Earlier today, Cassidy spoke on the Senate floor about his CRA resolution that overturns Biden’s new student debt transfer scheme. 

Cassidy, Thune, and Cornyn are joined by U.S. Senators John Barrasso (R-WY), Marsha Blackburn (R-TN), Mike Braun (R-IN), Ted Budd (R-NC), Shelley Moore Capito (R-WV), Susan Collins (R-ME), Tom Cotton (R-AR), Kevin Cramer (R-ND), Mike Crapo (R-ID), Steve Daines (R-MT), Joni Ernst (R-IA), Deb Fischer (R-NE), Lindsey Graham (R-SC), Chuck Grassley (R-IA), Bill Hagerty (R-TN), Cindy Hyde-Smith (R-MS), Ron Johnson (R-WI), James Lankford (R-OK), Mike Lee (R-UT), Cynthia Lummis (R-WY), Joe Manchin (D-WV), Roger Marshall (R-KS), Jerry Moran (R-KS), Pete Ricketts (R-NE), James Risch (R-ID), Mitt Romney (R-UT), Mike Rounds (R-SD), Marco Rubio (R-FL), Eric Schmitt (R-MO), Tim Scott (R-SC), Thom Tillis (R-NC), Tommy Tuberville (R-AL), Todd Young (R-IN), Roger Wicker (R-MS) in cosponsoring this resolution. 

U.S. Representative Lisa McClain (R-MI) introduced the companion CRA resolution in the U.S. House of Representatives.    

  • Reduces payments to 5%, from 10%, of borrowers’ discretionary income monthly on undergraduate loans [(Total Income)-(Expenses)=(Discretionary Income)].   
  • Raises the assumed amount of expenses to 225% of the Federal Poverty Line from 150%, increasing likelihood that a borrower would have no discretionary income and an expected loan payment of zero.  
  • An individual would need an income above $32,805 before being expected to pay anything.  
  • A family of four would need to have total income over $67,500 in 2023 (roughly equal to the median income of all households in the US) before being expected to pay anything.   
  • Covers unpaid monthly interest for loan payments less than the full amount, including zero payments, preventing the loan balance from growing.?  
  • Forgives loan balances after 10 years of payments, instead of 20 years, for borrowers with loan balances of $12,000 or less. Adds one year for every additional $1,000, capping at 20 years for undergrad, 25 years for graduate loans.  
  • Lacks any guardrails to prevent households making over $250,000 a year from collecting taxpayer-funded assistance if they file taxes separately.   

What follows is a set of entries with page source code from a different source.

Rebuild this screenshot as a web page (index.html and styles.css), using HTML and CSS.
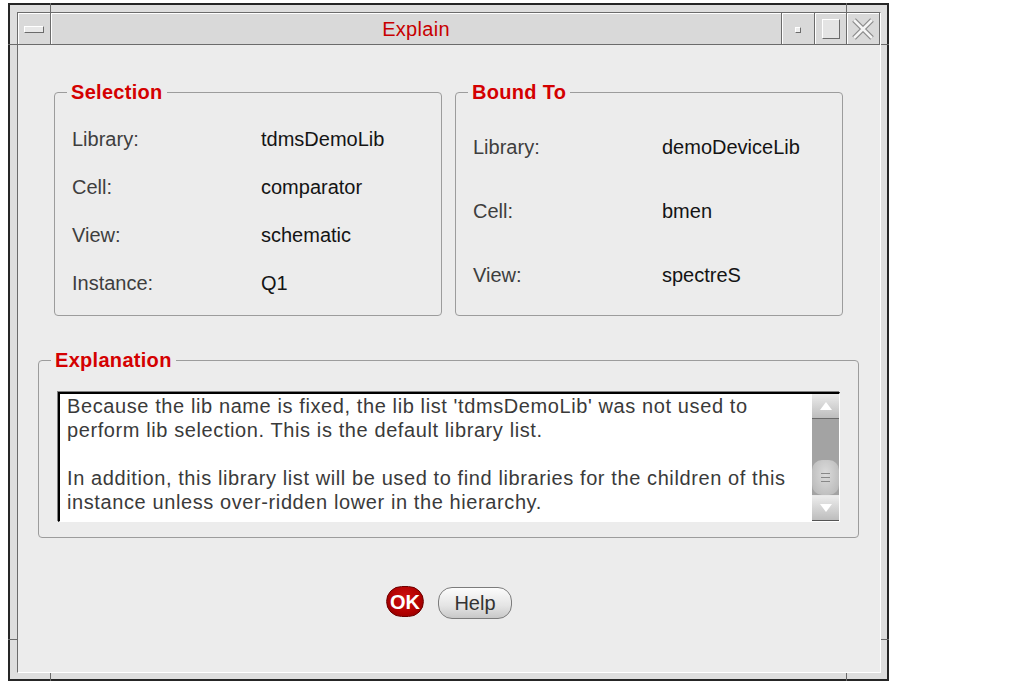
FILE: index.html
```html
<!DOCTYPE html>
<html>
<head>
<meta charset="utf-8">
<title>Explain</title>
<link rel="stylesheet" href="styles.css">
</head>
<body>
<div class="window">
  <span class="tick tick-tl"></span>
  <span class="tick tick-tr"></span>
  <span class="tick tick-bl"></span>
  <span class="tick tick-br"></span>
  <span class="tick tick-lt"></span>
  <span class="tick tick-rt"></span>
  <span class="tick tick-lb"></span>
  <span class="tick tick-rb"></span>
  <div class="inner">
    <div class="titlebar">
      <div class="tb tb-menu"><span class="menu-bar"></span></div>
      <div class="tb tb-title">Explain</div>
      <div class="tb tb-min"><span class="min-dot"></span></div>
      <div class="tb tb-max"><span class="max-box"></span></div>
      <div class="tb tb-close">
        <svg width="24" height="24" viewBox="0 0 24 24">
          <path d="M3 3 L21 21 M21 3 L3 21" stroke="#8a8a8a" stroke-width="5" fill="none"/>
          <path d="M3 3 L21 21 M21 3 L3 21" stroke="#f4f4f4" stroke-width="2.6" fill="none"/>
        </svg>
      </div>
    </div>
    <div class="content">
      <div class="top-row">
        <fieldset class="group">
          <legend>Selection</legend>
          <div class="rows rows-4">
            <span class="lbl">Library:</span><span class="val">tdmsDemoLib</span>
            <span class="lbl">Cell:</span><span class="val">comparator</span>
            <span class="lbl">View:</span><span class="val">schematic</span>
            <span class="lbl">Instance:</span><span class="val">Q1</span>
          </div>
        </fieldset>
        <fieldset class="group group-bound">
          <legend>Bound To</legend>
          <div class="rows rows-3">
            <span class="lbl">Library:</span><span class="val">demoDeviceLib</span>
            <span class="lbl">Cell:</span><span class="val">bmen</span>
            <span class="lbl">View:</span><span class="val">spectreS</span>
          </div>
        </fieldset>
      </div>
      <fieldset class="group explain">
        <legend>Explanation</legend>
        <div class="textbox">
          <div class="text">
            <p>Because the lib name is fixed, the lib list 'tdmsDemoLib' was not used to perform lib selection. This is the default library list.</p>
            <p>In addition, this library list will be used to find libraries for the children of this instance unless over-ridden lower in the hierarchy.</p>
          </div>
          <div class="scrollbar">
            <div class="sb-btn sb-up">
              <svg width="14" height="10" viewBox="0 0 14 10"><path d="M7 1 L13 9 L1 9 Z" fill="#fff"/></svg>
            </div>
            <div class="sb-trough">
              <div class="sb-thumb"><span class="grip"></span></div>
            </div>
            <div class="sb-btn sb-down">
              <svg width="14" height="10" viewBox="0 0 14 10"><path d="M1 1 L13 1 L7 9 Z" fill="#fff"/></svg>
            </div>
          </div>
        </div>
      </fieldset>
      <div class="actions">
        <button class="btn-ok">OK</button>
        <button class="btn-help">Help</button>
      </div>
    </div>
  </div>
</div>
</body>
</html>
```

FILE: styles.css
```css
html, body {
  margin: 0;
  padding: 0;
  background: #ffffff;
  font-family: "Liberation Sans", Arial, sans-serif;
}

.window {
  position: relative;
  box-sizing: border-box;
  width: 881px;
  height: 678px;
  margin: 3px 0 0 8px;
  border: 2px solid #262626;
  padding: 7px 6px 6px 7px;
  background: #dedede;
}

.tick {
  position: absolute;
  background: #6b6b6b;
}
.tick-tl { left: 40px; top: -2px; width: 1px; height: 9px; }
.tick-tr { left: 836px; top: -2px; width: 1px; height: 9px; }
.tick-bl { left: 40px; bottom: -2px; width: 1px; height: 8px; }
.tick-br { left: 836px; bottom: -2px; width: 1px; height: 8px; }
.tick-lt { left: -2px; top: 39px; width: 9px; height: 1px; }
.tick-rt { right: -2px; top: 39px; width: 8px; height: 1px; }
.tick-lb { left: -2px; top: 634px; width: 9px; height: 1px; }
.tick-rb { right: -2px; top: 634px; width: 8px; height: 1px; }

.inner {
  box-sizing: border-box;
  height: 100%;
  border: 1px solid;
  border-color: #6b6b6b #ffffff #ffffff #6b6b6b;
  display: flex;
  flex-direction: column;
}

/* ---------- title bar ---------- */
.titlebar {
  display: flex;
  height: 32px;
  box-sizing: border-box;
  border-bottom: 1px solid #6b6b6b;
  background: #d9d9d9;
}
.tb {
  box-sizing: border-box;
  border-right: 1px solid #6b6b6b;
  box-shadow: inset 1px 1px 0 #ffffff;
  display: flex;
  align-items: center;
  justify-content: center;
}
.tb-menu { width: 33px; }
.tb-title {
  width: 731px;
  color: #c80000;
  font-size: 20px;
  line-height: 20px;
  padding-top: 1px;
  letter-spacing: 0.3px;
}
.tb-min { width: 33px; }
.tb-max { width: 32px; }
.tb-close { width: 33px; }

.menu-bar {
  display: block;
  width: 18px;
  height: 5px;
  margin-top: 1px;
  background: #e8e8e8;
  border: 1px solid;
  border-color: #ffffff #6b6b6b #6b6b6b #ffffff;
}
.min-dot {
  display: block;
  width: 4px;
  height: 4px;
  margin-top: 3px;
  background: #eeeeee;
  border: 1px solid;
  border-color: #ffffff #6b6b6b #6b6b6b #ffffff;
}
.max-box {
  display: block;
  width: 16px;
  height: 18px;
  background: #e4e4e4;
  border: 1px solid;
  border-color: #ffffff #6b6b6b #6b6b6b #ffffff;
}

/* ---------- content ---------- */
.content {
  flex: 1;
  background: #ececec;
  display: flex;
  flex-direction: column;
}

.top-row {
  display: flex;
  gap: 13px;
  padding: 37px 37px 0 36px;
}

.group {
  margin: 0;
  border: 1px solid #9c9c9c;
  border-radius: 4px;
  padding: 14px 0 8px 0;
  min-width: 0;
}
.top-row .group { flex: 1; }

.group legend {
  margin-left: 12px;
  padding: 0 4px;
  font-weight: bold;
  font-size: 20px;
  line-height: 20px;
  color: #d40000;
  letter-spacing: 0.3px;
}

.rows {
  display: grid;
  grid-template-columns: 189px auto;
  align-items: center;
  height: 191px;
  padding-left: 17px;
  font-size: 20px;
}
.rows-4 { grid-template-rows: repeat(4, 1fr); }
.rows-3 { grid-template-rows: repeat(3, 1fr); }
.group-bound .rows { padding-left: 17px; }

.lbl { color: #3e3e3e; }
.val { color: #141414; }

/* ---------- explanation ---------- */
.explain {
  margin: 34px 21px 0 20px;
  padding: 22px 18px 15px 18px;
}
.explain legend { margin-left: -6px; }

.textbox {
  display: flex;
  height: 130px;
  margin-left: 1px;
  box-sizing: border-box;
  border-top: 2px solid #000000;
  border-left: 2px solid #000000;
  border-right: 1px solid #ffffff;
  border-bottom: 1px solid #ffffff;
  box-shadow: -1px -1px 0 #808080;
  background: #ffffff;
}

.text {
  flex: 1;
  padding: 0 0 0 7px;
  font-size: 20px;
  line-height: 24px;
  letter-spacing: 0.6px;
  color: #3a3a3a;
  overflow: hidden;
}
.text p { margin: 0 0 24px 0; }
.text p:last-child { margin-bottom: 0; }

.scrollbar {
  width: 27px;
  display: flex;
  flex-direction: column;
  background: #a0a0a0;
}
.sb-btn {
  height: 25px;
  display: flex;
  align-items: center;
  justify-content: center;
  background: linear-gradient(#ececec, #bdbdbd);
  box-sizing: border-box;
}
.sb-up { border-bottom: 1px solid #6a6a6a; }
.sb-down { height: 26px; border-bottom: 1px solid #555555; border-top: 1px solid #e8e8e8; }

.sb-trough {
  flex: 1;
  display: flex;
  flex-direction: column;
  justify-content: flex-end;
  background: #a3a3a3;
}
.sb-thumb {
  height: 35px;
  border-radius: 10px;
  background: radial-gradient(ellipse at 50% 40%, #dcdcdc, #b4b4b4);
  display: flex;
  align-items: center;
  justify-content: center;
}
.grip {
  display: block;
  width: 9px;
  height: 7px;
  border-top: 1px solid #888;
  border-bottom: 1px solid #888;
  background: linear-gradient(#888, #888) center / 9px 1px no-repeat;
}

/* ---------- buttons ---------- */
.actions {
  display: flex;
  justify-content: center;
  align-items: flex-start;
  gap: 14px;
  margin-top: 48px;
}
.btn-ok {
  width: 38px;
  height: 31px;
  padding: 0;
  border: 1px solid #6e0000;
  border-radius: 16px;
  background: radial-gradient(ellipse at 50% 40%, #d01010 0%, #b00000 60%, #7a0000 100%);
  color: #ffffff;
  font-family: "Liberation Sans", Arial, sans-serif;
  font-weight: bold;
  font-size: 20px;
  line-height: 20px;
}
.btn-help {
  width: 74px;
  height: 32px;
  margin-top: 1px;
  padding: 0;
  border: 1px solid #7c7c7c;
  border-radius: 14px;
  background: linear-gradient(#fcfcfc, #e4e4e4 60%, #c8c8c8);
  color: #333333;
  font-family: "Liberation Sans", Arial, sans-serif;
  font-size: 20px;
  line-height: 20px;
}
```
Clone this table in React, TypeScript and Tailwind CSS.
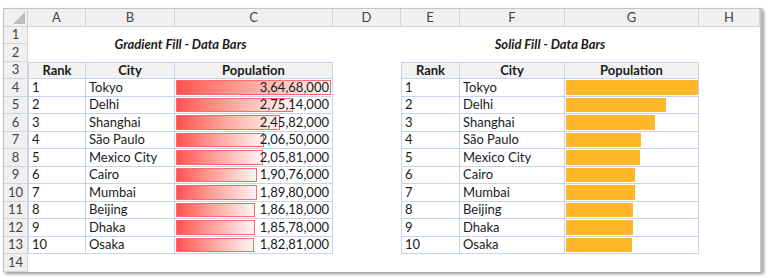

Encourages taking on debt:  

  • Under this change to an originally targeted program, 91% of new student debt would be eligible for reduced payments and eventual transfer to taxpayers.  
  • On average, only $0.50 on every $1 borrowedwill be repaid to taxpayers.  
  • This rule will turn the federal student loan financing system into a poorly targeted taxpayer-funded grant program.  
  • Even those who can fully afford their education would be leaving money on the table by not taking out loans they could expect to eventually be paid off by taxpayers.  
  • The Penn Wharton Budget Model found that the IDR rule will incentivize community college students to collectively borrow billions more dollars per year due to the expectation that they will not have to pay the debt. 

On June 14th, Cassidy and U.S. Senators Chuck Grassley (R-IA), John Cornyn (R-TX), Tommy Tuberville (R-AL), and Tim Scott (R-SC) unveiled their groundbreaking Lowering Education Costs and Debt Act, a package of five bills aimed at directly addressing the issues driving the skyrocketing cost of higher education and the increasing amounts of debt students take on to attend school. Later that day, the senators held a press conference to discuss the legislation.  

Recently, Cassidy headlined an event hosted by the American Enterprise Institute (AEI) to discuss his student loan reform package that addresses the drivers of skyrocketing higher education costs and the increasing student debt burden.